American Gods (Neil Gaiman)



Gli dei nascono dalla fede che le persone hanno in loro. Questo principio viene preso alla lettera in questo libro dove dei, leggende, folletti ed altre amenità camminano sul suolo americano nell'apparente indifferenza generale.
Avevo già avuto modo di leggere Gaiman, sia come fumettista (Sandman) che come autore di romanzi (Nessundove) e devo dire che almeno inizialmente questa storia mi ha esaltato.
In quale altro libro può accadere che il protagonista esca di galera e sia coercitivamente ingaggiato da Odino (si proprio il dio) come guardia del corpo?
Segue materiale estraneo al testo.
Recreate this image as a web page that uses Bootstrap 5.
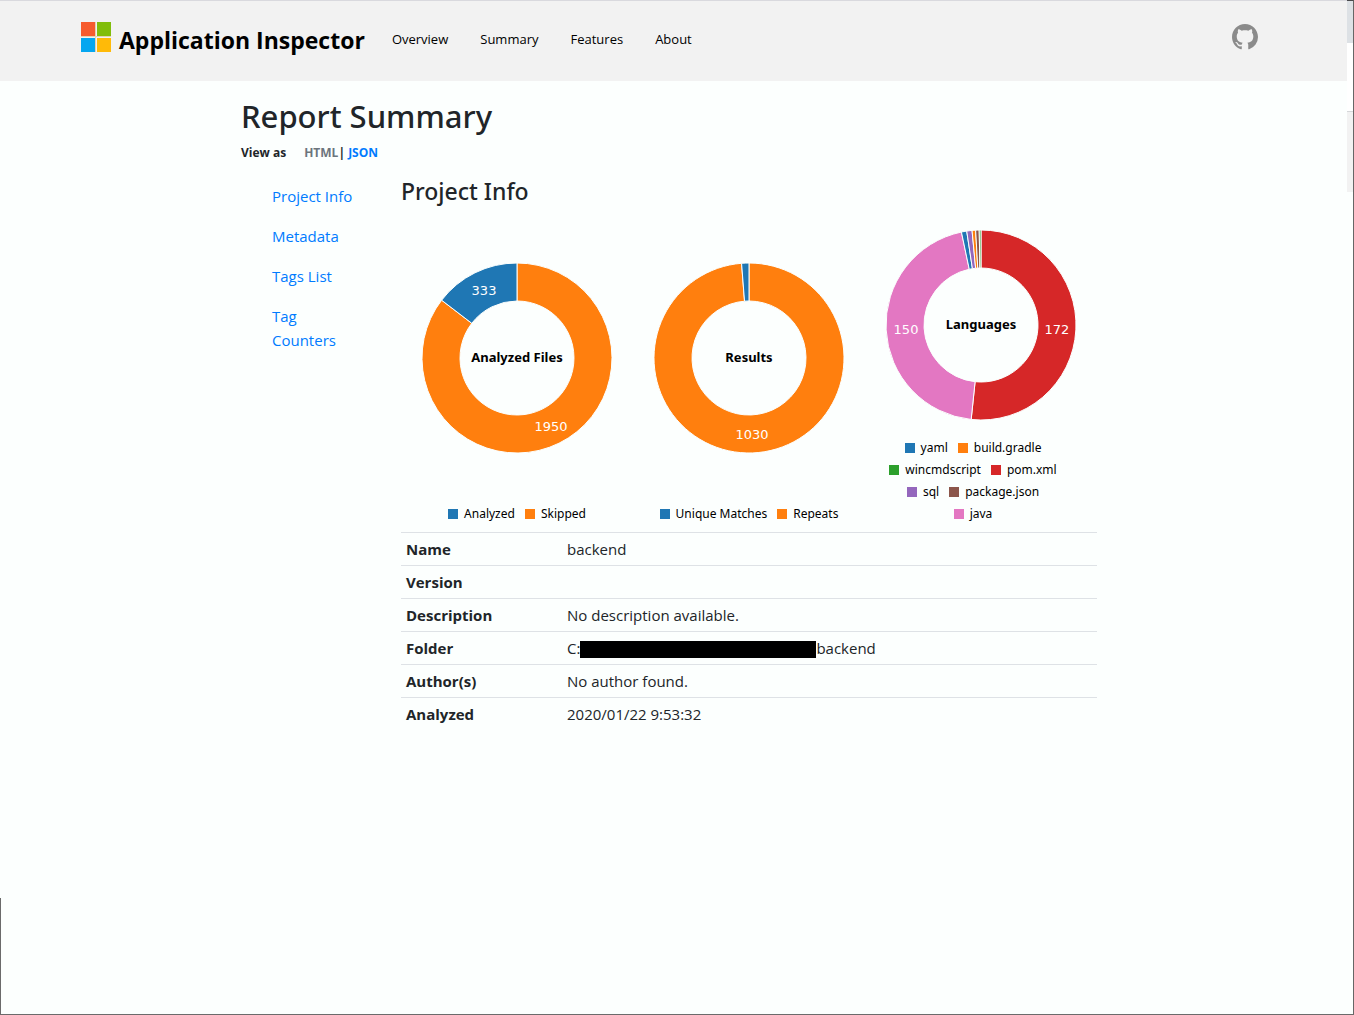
<!DOCTYPE html>
<html lang="en">
<head>
<meta charset="utf-8">
<meta name="viewport" content="width=device-width, initial-scale=1">
<title>Application Inspector - Report Summary</title>
<link href="https://cdn.jsdelivr.net/npm/bootstrap@5.3.0/dist/css/bootstrap.min.css" rel="stylesheet">
<style>
  body { font-family: "Open Sans", "Noto Sans", sans-serif; font-size: 15px; line-height: 24px; color: #212529; background: #fcfffe; }
  a { color: #007bff; text-decoration: none; }
  .shell { min-height: 100vh; border-bottom: 1px solid #6b6b6b; }
  .left-edge { left: 0; bottom: 0; width: 1px; height: 116px; background: #6b6b6b; }
  .rail { width: 7px; border-right: 1px solid #666; border-top: 1px solid #4a4a4c; }
  .rail-a { height: 42px; background: #dde1e5; }
  .rail-b { height: 68px; background: #fff; }
  .rail-c { height: 81px; background: #f2f2f2; border-top: 1px solid #d5d7d9; }
  .topbar { height: 81px; background: #f2f2f2; border-top: 1px solid #d9d9de; padding: 21px 89px 0 81px; }
  .topbar .navbar-brand { font-size: 23px; font-weight: 700; line-height: 36px; color: #000; margin: 0 27px 0 0; padding: 0; gap: 8px; }
  .topbar .nav { gap: 32px; padding-top: 7px; }
  .topbar .nav-link { font-size: 13px; line-height: 20px; color: #000; padding: 0; }
  .gh-link { padding-top: 2px; }
  .report { width: 100%; max-width: 865px; padding-top: 15px; }
  h1, h2 { font-family: "Noto Sans", "Open Sans", sans-serif; font-weight: 500; }
  h1 { font-size: 31px; line-height: 40px; margin: 0 0 8px; }
  h2 { font-size: 23px; line-height: 30px; margin: 0; }
  .view-as { font-size: 12px; line-height: 18px; font-weight: 700; margin: 0 0 14px; }
  .view-as .view-label { margin-right: 18px; }
  .side { width: 160px; padding: 0 40px 0 31px; }
  .side .nav-link { padding: 8px 0; color: #007bff; }
  .content { padding-right: 9px; min-width: 0; }
  .charts { min-height: 326px; padding-top: 7px; }
  .chart-box { flex: 1 1 0; padding-bottom: 7px; }
  .chart-box svg text { font-family: "DejaVu Sans", sans-serif; font-size: 13px; fill: #fff; text-anchor: middle; }
  .chart-box svg .ring-title { font-family: "Noto Sans", sans-serif; font-weight: 700; fill: #000; }
  .ring path { stroke: #fcfffe; stroke-width: 1; }
  .keys { font-family: "Noto Sans", sans-serif; font-size: 12px; line-height: 22px; color: #000; }
  .keys div { gap: 10px; }
  .keys span { display: flex; align-items: center; gap: 6px; }
  .keys i { width: 10px; height: 10px; }
  .c-blue { background: #1f77b4; } .c-orange { background: #ff7f0e; } .c-green { background: #2ca02c; }
  .c-red { background: #d62728; } .c-purple { background: #9467bd; } .c-brown { background: #8c564b; } .c-pink { background: #e377c2; }
  .facts { margin: 0; --bs-table-bg: transparent; --bs-table-color: #212529; }
  .facts th, .facts td { padding: 4px 5px; border-width: 1px 0 0; border-color: #dee2e6; }
  .facts th { width: 161px; }
  .redacted { width: 236px; height: 17px; background: #000; vertical-align: -4px; }
</style>
<script src="https://cdn.jsdelivr.net/npm/bootstrap@5.3.0/dist/js/bootstrap.bundle.min.js"></script>
</head>
<body>
<div class="shell d-flex position-relative">
  <div class="flex-grow-1">
    <header class="topbar navbar align-items-start flex-nowrap">
      <a class="navbar-brand d-flex" href="#">
        <svg width="30" height="30" viewBox="0 0 30 30" aria-hidden="true"><path fill="#f65b2e" d="M0 0h14v14H0z"/><path fill="#81bd0b" d="M16 0h14v14H16z"/><path fill="#05a6f0" d="M0 16h14v14H0z"/><path fill="#ffba08" d="M16 16h14v14H16z"/><path stroke="#e4d3b0" stroke-width="1" d="M14.500 0v30M0 14.500h30"/></svg>
        <span>Application Inspector</span>
      </a>
      <nav class="nav flex-grow-1">
        <a class="nav-link" href="#">Overview</a><a class="nav-link" href="#">Summary</a><a class="nav-link" href="#">Features</a><a class="nav-link" href="#">About</a>
      </nav>
      <a class="gh-link" href="#" aria-label="GitHub"><svg class="d-block" width="26" height="26" viewBox="0 0 16 16" fill="#8b8b8b"><path d="M8 0C3.58 0 0 3.58 0 8c0 3.54 2.29 6.53 5.47 7.59.4.07.55-.17.55-.38 0-.19-.01-.82-.01-1.49-2.01.37-2.53-.49-2.69-.94-.09-.23-.48-.94-.82-1.13-.28-.15-.68-.52-.01-.53.63-.01 1.08.58 1.23.82.72 1.21 1.87.87 2.33.66.07-.52.28-.87.51-1.07-1.78-.2-3.64-.89-3.64-3.95 0-.87.31-1.59.82-2.15-.08-.2-.36-1.02.08-2.12 0 0 .67-.21 2.2.82.64-.18 1.32-.27 2-.27s1.36.09 2 .27c1.53-1.04 2.2-.82 2.2-.82.44 1.1.16 1.92.08 2.12.51.56.82 1.27.82 2.15 0 3.07-1.87 3.75-3.65 3.95.29.25.54.73.54 1.48 0 1.07-.01 1.93-.01 2.2 0 .21.15.46.55.38A8.01 8.01 0 0 0 16 8c0-4.42-3.58-8-8-8z"/></svg></a>
    </header>
    <main class="report mx-auto">
      <h1>Report Summary</h1>
      <p class="view-as d-flex"><span class="view-label">View as</span><span class="text-secondary">HTML</span>|&nbsp;<a href="#">JSON</a></p>
      <div class="d-flex">
        <nav class="side nav flex-column flex-nowrap flex-shrink-0">
          <a class="nav-link" href="#">Project Info</a><a class="nav-link" href="#">Metadata</a><a class="nav-link" href="#">Tags List</a><a class="nav-link" href="#">Tag Counters</a>
        </nav>
        <section class="content flex-grow-1">
          <h2>Project Info</h2>
          <div class="charts d-flex">
            <div class="chart-box d-flex flex-column">
              <div class="flex-grow-1 d-flex align-items-center justify-content-center">
                <svg width="190" height="190" viewBox="-95 -95 190 190"><g class="ring" data-slices="1950:#ff7f0e,333:#1f77b4"></g><text class="ring-title" y="4">Analyzed Files</text><text x="-33" y="-63">333</text><text x="34" y="73">1950</text></svg>
              </div>
              <div class="keys"><div class="d-flex justify-content-center"><span><i class="c-blue"></i>Analyzed</span><span><i class="c-orange"></i>Skipped</span></div></div>
            </div>
            <div class="chart-box d-flex flex-column">
              <div class="flex-grow-1 d-flex align-items-center justify-content-center">
                <svg width="190" height="190" viewBox="-95 -95 190 190"><g class="ring" data-slices="1030:#ff7f0e,13:#1f77b4"></g><text class="ring-title" y="4">Results</text><text x="3" y="81">1030</text></svg>
              </div>
              <div class="keys"><div class="d-flex justify-content-center"><span><i class="c-blue"></i>Unique Matches</span><span><i class="c-orange"></i>Repeats</span></div></div>
            </div>
            <div class="chart-box d-flex flex-column">
              <div class="flex-grow-1 d-flex align-items-center justify-content-center">
                <svg width="190" height="190" viewBox="-95 -95 190 190"><g class="ring" data-slices="172:#d62728,150:#e377c2,3:#1f77b4,3:#9467bd,2:#ff7f0e,2:#8c564b,1:#2ca02c"></g><text class="ring-title" y="4">Languages</text><text x="-75" y="9">150</text><text x="76" y="9">172</text></svg>
              </div>
              <div class="keys pe-3">
                <div class="d-flex justify-content-center"><span><i class="c-blue"></i>yaml</span><span><i class="c-orange"></i>build.gradle</span></div>
                <div class="d-flex justify-content-center"><span><i class="c-green"></i>wincmdscript</span><span><i class="c-red"></i>pom.xml</span></div>
                <div class="d-flex justify-content-center"><span><i class="c-purple"></i>sql</span><span><i class="c-brown"></i>package.json</span></div>
                <div class="d-flex justify-content-center"><span><i class="c-pink"></i>java</span></div>
              </div>
            </div>
          </div>
          <table class="table facts">
            <tbody>
              <tr><th scope="row">Name</th><td>backend</td></tr>
              <tr><th scope="row">Version</th><td></td></tr>
              <tr><th scope="row">Description</th><td>No description available.</td></tr>
              <tr><th scope="row">Folder</th><td>C:<span class="redacted d-inline-block"></span>backend</td></tr>
              <tr><th scope="row">Author(s)</th><td>No author found.</td></tr>
              <tr><th scope="row">Analyzed</th><td>2020/01/22 9:53:32</td></tr>
            </tbody>
          </table>
        </section>
      </div>
    </main>
  </div>
  <div class="rail flex-shrink-0"><div class="rail-a"></div><div class="rail-b"></div><div class="rail-c"></div></div>
  <div class="left-edge position-absolute"></div>
</div>
<script>
  // Build each doughnut clockwise from twelve o'clock.
  document.querySelectorAll('.ring').forEach(function (ring) {
    var slices = ring.dataset.slices.split(',').map(function (s) { return s.split(':'); });
    var total = slices.reduce(function (sum, s) { return sum + Number(s[0]); }, 0);
    var outer = 95, inner = 57, start = 0;
    function point(r, t) { var a = t / total * 2 * Math.PI; return (r * Math.sin(a)).toFixed(3) + ' ' + (-r * Math.cos(a)).toFixed(3); }
    slices.forEach(function (s) {
      var end = start + Number(s[0]), large = s[0] / total > 0.5 ? 1 : 0;
      var path = document.createElementNS('http://www.w3.org/2000/svg', 'path');
      path.setAttribute('fill', s[1]);
      path.setAttribute('d', 'M' + point(outer, start) + 'A' + outer + ' ' + outer + ' 0 ' + large + ' 1 ' + point(outer, end) +
        'L' + point(inner, end) + 'A' + inner + ' ' + inner + ' 0 ' + large + ' 0 ' + point(inner, start) + 'Z');
      ring.appendChild(path);
      start = end;
    });
  });
</script>
</body>
</html>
Sul suolo americano, territorio intrinsecamente poco propenso alla fede negli dei si trovano a fronteggiarsi due opposte fazioni, i vecchi dei e quelli nuovi legati alla tecnologia ed al progresso. Il protagonista ne combina di tutti i colori (e incontra personaggi assurdi come gli impresari di pompe funebri Ibis e Jaquel, in realtà gli dei egizi Toth e Anubi) mentre si sposta da un punto all'altro di una america visionaria come una pallina da flipper.
A mio avviso la trama dopo il primo terzo di libro si perde un po', forse anche per l'inconsistenza del confronto tra dei millenari facilmente descrivibili e ricchi di sfumature e gli sfuggenti dei moderni dei quali la sola Media appare convincente.
Personalmente sento di consigliare questa lettura solo a chi è realmente disposto a leggere un libro in cui la definizione di assurdo viene di continuo spostata e dove la coerenza non è condizione necessaria.
Tra le infinite citazioni di questo libro che forzatamente attinge dalla mitologia come non notare le frottole raccontate da Hinzelmann riprese pari pari da un "mito" della letteratura dell'iperbole quale il Barone di Munchausen.